Smart Goal Setting for Managed Service Providers
MSP owners and managers, often being technical people, struggle with setting business goals for their MSPs. Quite frequently, the goal sounds like “grew revenue by X% next year,” which is fine, yet without a detailed model behind it, the goal is just a statement.
Designing business goals
Let’s build a simple model to explain the goal design process. Let’s assume we have an MSP with 50 customers; each customer, on average, pays $15,000 per year, resulting in $750,000 in revenue for the MSP.
If the business manager wants to grow revenue by 20%, they will need to collect $900,000, which is $150,000 more than in the previous year. There are two ways to do this at a high level: increase collection from existing customers or add new customers.

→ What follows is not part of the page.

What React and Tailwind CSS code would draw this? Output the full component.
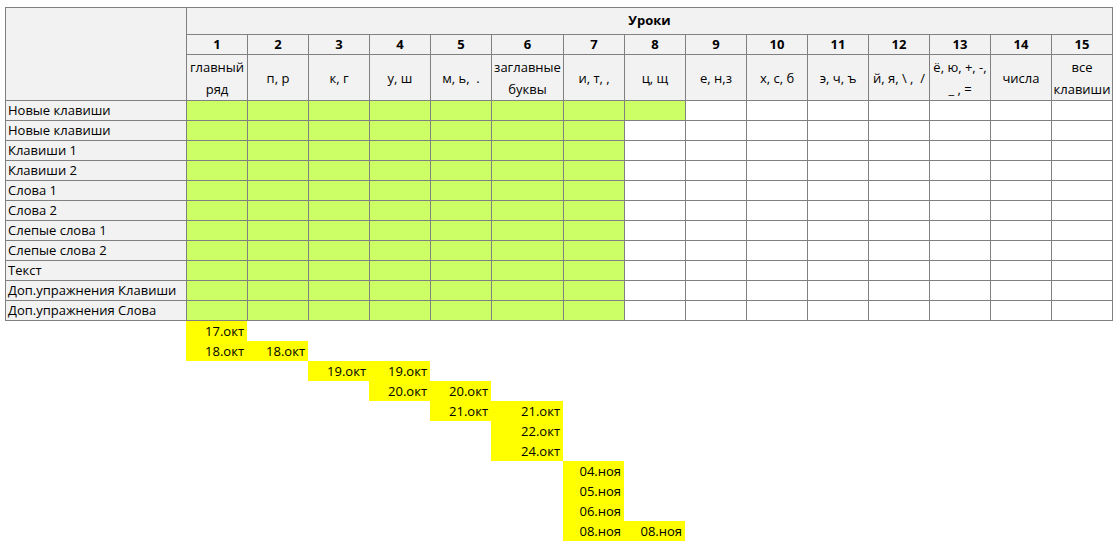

A new customer brings $15,000 per year, and the MSP, from experience, is confident it can acquire two new customers per quarter. To simplify the model, let’s assume the customers start paying from the beginning of the quarter.

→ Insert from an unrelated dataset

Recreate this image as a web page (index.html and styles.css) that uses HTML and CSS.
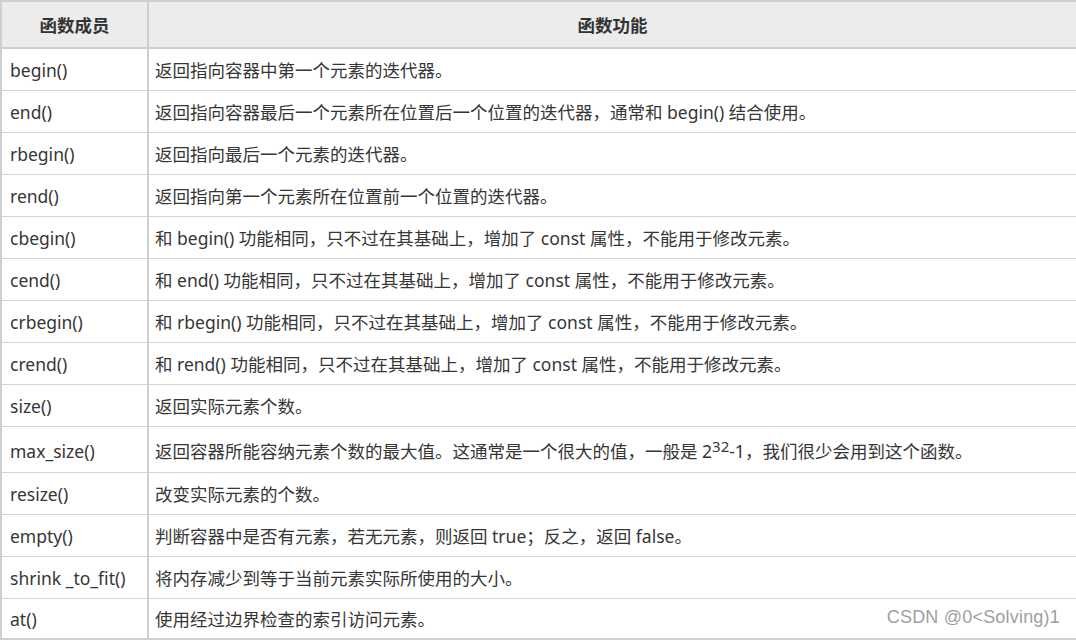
FILE: index.html
```html
<!DOCTYPE html>
<html lang="zh-CN">
<head>
<meta charset="utf-8">
<title>vector 成员函数</title>
<link rel="stylesheet" href="styles.css">
</head>
<body>
<div class="wrap">
<table class="fn-table">
  <thead>
    <tr><th class="c1">函数成员</th><th class="c2">函数功能</th></tr>
  </thead>
  <tbody>
    <tr><td class="c1">begin()</td><td class="c2">返回指向容器中第一个元素的迭代器。</td></tr>
    <tr><td class="c1">end()</td><td class="c2">返回指向容器最后一个元素所在位置后一个位置的迭代器，通常和 begin() 结合使用。</td></tr>
    <tr><td class="c1">rbegin()</td><td class="c2">返回指向最后一个元素的迭代器。</td></tr>
    <tr><td class="c1">rend()</td><td class="c2">返回指向第一个元素所在位置前一个位置的迭代器。</td></tr>
    <tr><td class="c1">cbegin()</td><td class="c2">和 begin() 功能相同，只不过在其基础上，增加了 const 属性，不能用于修改元素。</td></tr>
    <tr><td class="c1">cend()</td><td class="c2">和 end() 功能相同，只不过在其基础上，增加了 const 属性，不能用于修改元素。</td></tr>
    <tr><td class="c1">crbegin()</td><td class="c2">和 rbegin() 功能相同，只不过在其基础上，增加了 const 属性，不能用于修改元素。</td></tr>
    <tr><td class="c1">crend()</td><td class="c2">和 rend() 功能相同，只不过在其基础上，增加了 const 属性，不能用于修改元素。</td></tr>
    <tr><td class="c1">size()</td><td class="c2">返回实际元素个数。</td></tr>
    <tr class="tall"><td class="c1">max_size()</td><td class="c2">返回容器所能容纳元素个数的最大值。这通常是一个很大的值，一般是 2<sup>32</sup>-1，我们很少会用到这个函数。</td></tr>
    <tr><td class="c1">resize()</td><td class="c2">改变实际元素的个数。</td></tr>
    <tr><td class="c1">empty()</td><td class="c2">判断容器中是否有元素，若无元素，则返回 true；反之，返回 false。</td></tr>
    <tr><td class="c1">shrink _to_fit()</td><td class="c2">将内存减少到等于当前元素实际所使用的大小。</td></tr>
    <tr class="last"><td class="c1">at()</td><td class="c2">使用经过边界检查的索引访问元素。</td></tr>
  </tbody>
</table>
<div class="watermark">CSDN @0&lt;Solving)1</div>
</div>
</body>
</html>
```

FILE: styles.css
```css
html, body {
  margin: 0;
  padding: 0;
  background: #ffffff;
  overflow: hidden;
}

.wrap {
  position: relative;
  width: 1076px;
  height: 640px;
  overflow: hidden;
}

.fn-table {
  width: 1076px;
  border-collapse: separate;
  border-spacing: 0;
  border-top: 2px solid #cfcfcf;
  border-left: 2px solid #cfcfcf;
  font-family: "Noto Sans", "Noto Sans CJK SC", sans-serif;
  font-size: 17.5px;
  color: #363636;
  table-layout: fixed;
}

.fn-table th,
.fn-table td {
  padding: 0 8px;
  text-align: left;
  white-space: nowrap;
  line-height: 20px;
  vertical-align: middle;
  box-sizing: border-box;
}

.fn-table .c1 {
  width: 147px;
  border-right: 2px solid #cfcfcf;
}

.fn-table th {
  background: #ececec;
  font-weight: bold;
  text-align: center;
  height: 47px;
  border-bottom: 2px solid #cfcfcf;
  color: #333333;
}

.fn-table td {
  height: 42px;
  border-bottom: 1px solid #d4d4d4;
}

.fn-table td.c2 {
  padding-left: 6px;
}

.fn-table tr.tall td {
  height: 46px;
  padding-top: 3px;
}

.fn-table tr.last td {
  border-bottom: 2px solid #cfcfcf;
  height: 41px;
}

.fn-table sup {
  font-size: 15px;
  line-height: 0;
  vertical-align: 6px;
}

.watermark {
  position: absolute;
  right: 16px;
  top: 607px;
  font-family: "Liberation Sans", "DejaVu Sans", sans-serif;
  font-size: 18px;
  color: #a0a0a0;
  text-shadow: 0 0 1px #ffffff;
  letter-spacing: 0.2px;
}
```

Therefore, the revenue from the 8 new customers in the next year will be $75,000 (the first 2 will bring 15,000 each, the second 2 only ¾ of that and so on…).

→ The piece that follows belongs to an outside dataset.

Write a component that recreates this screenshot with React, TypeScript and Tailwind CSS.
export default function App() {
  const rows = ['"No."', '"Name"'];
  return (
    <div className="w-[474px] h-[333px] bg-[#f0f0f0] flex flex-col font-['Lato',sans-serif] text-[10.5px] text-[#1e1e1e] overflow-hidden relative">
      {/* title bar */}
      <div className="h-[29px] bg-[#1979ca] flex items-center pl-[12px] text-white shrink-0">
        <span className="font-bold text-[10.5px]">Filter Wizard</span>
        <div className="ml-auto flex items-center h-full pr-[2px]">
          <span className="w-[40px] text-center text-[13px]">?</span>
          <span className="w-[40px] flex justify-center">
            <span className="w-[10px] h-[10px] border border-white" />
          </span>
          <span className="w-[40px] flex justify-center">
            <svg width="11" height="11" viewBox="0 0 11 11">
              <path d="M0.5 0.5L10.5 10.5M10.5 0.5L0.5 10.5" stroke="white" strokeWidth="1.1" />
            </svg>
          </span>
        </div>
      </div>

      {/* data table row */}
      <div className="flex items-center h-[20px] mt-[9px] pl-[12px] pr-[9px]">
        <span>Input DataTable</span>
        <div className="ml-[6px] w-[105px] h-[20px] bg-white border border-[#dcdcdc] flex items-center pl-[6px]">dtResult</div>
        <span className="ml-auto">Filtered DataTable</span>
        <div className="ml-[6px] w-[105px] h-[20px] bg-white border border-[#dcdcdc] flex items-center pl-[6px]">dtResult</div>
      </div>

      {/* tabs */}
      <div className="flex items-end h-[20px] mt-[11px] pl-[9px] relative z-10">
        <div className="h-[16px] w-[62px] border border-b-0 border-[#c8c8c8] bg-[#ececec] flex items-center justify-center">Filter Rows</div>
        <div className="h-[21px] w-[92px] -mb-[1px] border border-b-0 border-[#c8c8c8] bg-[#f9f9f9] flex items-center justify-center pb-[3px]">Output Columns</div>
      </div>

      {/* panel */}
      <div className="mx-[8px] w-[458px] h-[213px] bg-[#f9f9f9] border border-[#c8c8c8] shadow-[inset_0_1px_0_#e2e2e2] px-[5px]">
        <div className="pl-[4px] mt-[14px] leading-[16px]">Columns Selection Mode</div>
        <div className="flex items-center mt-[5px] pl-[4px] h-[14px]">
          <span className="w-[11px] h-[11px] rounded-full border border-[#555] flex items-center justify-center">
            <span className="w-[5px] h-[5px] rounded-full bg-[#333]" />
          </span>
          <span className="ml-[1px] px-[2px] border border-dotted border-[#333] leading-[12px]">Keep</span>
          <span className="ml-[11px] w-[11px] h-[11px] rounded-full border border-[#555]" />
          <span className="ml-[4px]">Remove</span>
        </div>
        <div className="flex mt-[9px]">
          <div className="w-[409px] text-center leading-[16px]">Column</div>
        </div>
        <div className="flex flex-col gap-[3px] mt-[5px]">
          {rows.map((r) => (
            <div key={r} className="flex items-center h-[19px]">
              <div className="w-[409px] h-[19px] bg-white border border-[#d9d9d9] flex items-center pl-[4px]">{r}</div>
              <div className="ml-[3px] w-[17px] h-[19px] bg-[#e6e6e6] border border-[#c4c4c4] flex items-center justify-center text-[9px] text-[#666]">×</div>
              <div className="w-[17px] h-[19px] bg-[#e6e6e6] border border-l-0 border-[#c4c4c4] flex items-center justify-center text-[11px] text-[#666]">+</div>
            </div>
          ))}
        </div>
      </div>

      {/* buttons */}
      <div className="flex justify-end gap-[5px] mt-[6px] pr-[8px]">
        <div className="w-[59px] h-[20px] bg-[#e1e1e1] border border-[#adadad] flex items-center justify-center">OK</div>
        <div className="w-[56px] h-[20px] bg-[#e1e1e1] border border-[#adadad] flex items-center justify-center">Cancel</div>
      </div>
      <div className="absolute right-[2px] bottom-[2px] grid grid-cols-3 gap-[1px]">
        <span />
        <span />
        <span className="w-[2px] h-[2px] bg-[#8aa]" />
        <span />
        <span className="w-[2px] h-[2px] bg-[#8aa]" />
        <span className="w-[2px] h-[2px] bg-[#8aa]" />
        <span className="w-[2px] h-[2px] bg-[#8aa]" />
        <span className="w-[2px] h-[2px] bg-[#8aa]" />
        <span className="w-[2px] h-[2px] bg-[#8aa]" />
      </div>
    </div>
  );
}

So, we assume we will make $75,000 from those new customers and have $75,000 to make on the existing customer base.
There are a few ways to grow revenue from the existing customer base: renegotiate the prices (as MSP agreements are most likely to have a clause allowing for price increase), upsell additional services, or offer higher-tier packages of services.
Getting $75,000 from the existing customer base would be a 10% price increase, leading to $16,500 per customer per year. From the price increase, adding additional services, and increasing SLAs. We assume that all customers will stay with the MSP in this example.
Therefore, the business goals for the MSP business will look like:
- 20% revenue growth in the next year
- 2 new customers at an average contract value of $15,000 acquired per quarter
- 10% average increase in revenue per existing customer
Cascading the business goals to the organization
For the MSP technician, the goal of growing revenue by 20% makes very little sense. They don’t operate in terms of revenues. Their influence on business results comes from their day-to-day jobs, and their goals should be focused on supporting growth.
Let’s create a simplified model to estimate the team of technicians needed to support the business's growth.
Say we have 5 technicians who spend 20 hours a week each handling tickets from the existing customers, spending an average of 2 hours per customer. Assuming a similar workload, an additional 8 customers will require 16 hours per week. One way to handle the extra time is to recruit one more technician or reduce the time per customer to 1.7 hours a week.
The time spent on customers is determined by the number of incoming tickets and the time spent per ticket. For this simple example, let's say that a ticket takes 0.2 hours on average, and each customer generates 10 tickets per week.
Ticket volume may be reduced by increasing the reliability of the infrastructure, introducing new software packages, and implementing self-service capabilities like the ability to recover files and folders from the back to avoid contacting the MSP.
The time required to handle a ticket may be reduced by implementing an integrated tech stack, reducing the number of consoles to use.
Thus, the goals for the technicians can be to reduce the volume of tickets to 8 per customer per week or reduce the time of processing a ticket to 0.17 hours. Quite often, MSP managers choose to use the combination. Moreover, a reduction in ticket processing time can be connected to the price increase for the existing customers, given that they are receiving better SLAs, or it can be connected to the upselling of more expensive packages with additional tools to reduce ticket volume.
Therefore, the goals for the technical team can be:
- 20% reduction in the number of incoming tickets
- 15% reduction in the time spent per ticket
Discussion
The example above is simplified yet describes a fundamental principle. Setting the goals around improving the work that the team is doing focuses the team on finding solutions to improve while providing them guidance in terms they understand.
There is no guarantee that all targets will be achieved; therefore, a combination of targets should allow the final goal to be achieved—like reducing ticket volume and processing time per ticket.
Using the sports analogy, winning teams behave like winning teams. They don’t have goals defined for winning every competition; they have goals to show their top performance. They may lose certain games, yet they will ultimately achieve top results while working on their performance.
The same applies to MSPs. They may not be able to acquire as many customers as they planned or upsell to as many customers as they want, yet due to their higher operational efficiency, they will have the capacity to do so, and over time, that capacity can be used to achieve faster growth.